The survey was done with the objective of gauging consumer awareness about laws protecting them in the Silver Jubilee year of COPRA, 1986.
The survey found that the respondents were not very clear with regard to the basic structure provided under the Act with respect to redressal of grievances, such as compensation under a three-tier system and the working of consumer protection councils for redressal of complaints.
Though 86 per cent of the total respondents exhibited knowledge about the general definition of a consumer, only 37 per cent have heard about the Act, while the rest either do not know about it or have very little knowledge.
Out from this 37 per cent, only 38 per cent had knowledge about compensation under the three tier quasi-judicial system. Only 10 per cent of the respondents had approached consumer fora for redressal of grievances, but out of these, 72 per cent expressed satisfaction over the functioning of these bodies, though they highlighted the fact that judgements often come after the 90 day time limit prescribed in the Act. With respect to demanding bills after purchasing goods and awareness about MRP, almost 53 per cent of the respondents exhibited awareness about their right to demand a bill and 55 per cent said that they knew about MRP and its importance.
However, most respondents were not aware about their rights with respect to misleading advertisements and the possible actions they could take in case they were affected by such misleading ads.
This is revealed by the fact that though influenced by such ads, 57 per cent of the people said they prefer not taking any action even after being misled.
Around 77 per cent of the respondents affirmed that they check the manufacturing and expiry date before purchasing goods, out of which 85 per cent said they simply avoid buying products if this information is not available.
Awareness on weights and measures is comparatively better among the respondents, as per the analysis. As many as 69 per cent of the respondents check packed items, expiry and manufacturing dates, etc, and normally hesitate in purchasing such items where no date is mentioned. The majority of the respondents also said they are aware of the role played by food and drug inspectors, but said they were not aware of the departments under which they functioned.
In response to a general question with regard to respondent’s satisfaction on the overall status of consumers in Rajasthan, the general view is that though the government has taken steps to protect consumer rights, these need to reach the intended beneficiaries.
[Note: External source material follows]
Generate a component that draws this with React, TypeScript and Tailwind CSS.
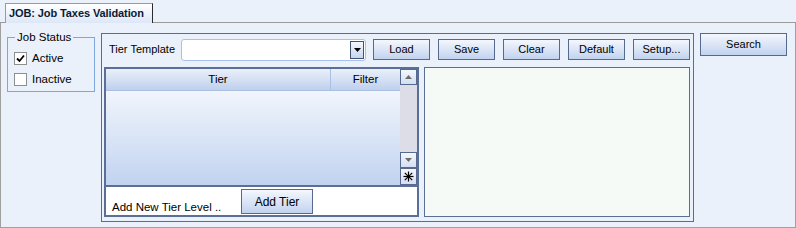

Only 36 per cent of the respondents were satisfied with the government’s efforts, while the remaining felt these had not reached them.
NGOs fighting for consumer rights also need a facelift to encourage citizens to approach them, according to the survey. Interestingly, a survey question on the need for a lawyer in consumer forums met with a mixed response.
As many as 41 per cent of the respondents favoured the involvement of lawyers in consumer forums. However, the survey found many of these respondents did not know that a lawyer’s presence is not mandatory as per the consumer law. The second part of the survey focused on food security and related issues, with a focus on adulteration. The purpose was not only to gauge the level of awareness, but also to obtain some preliminary information from consumers before the new law on food security comes in force.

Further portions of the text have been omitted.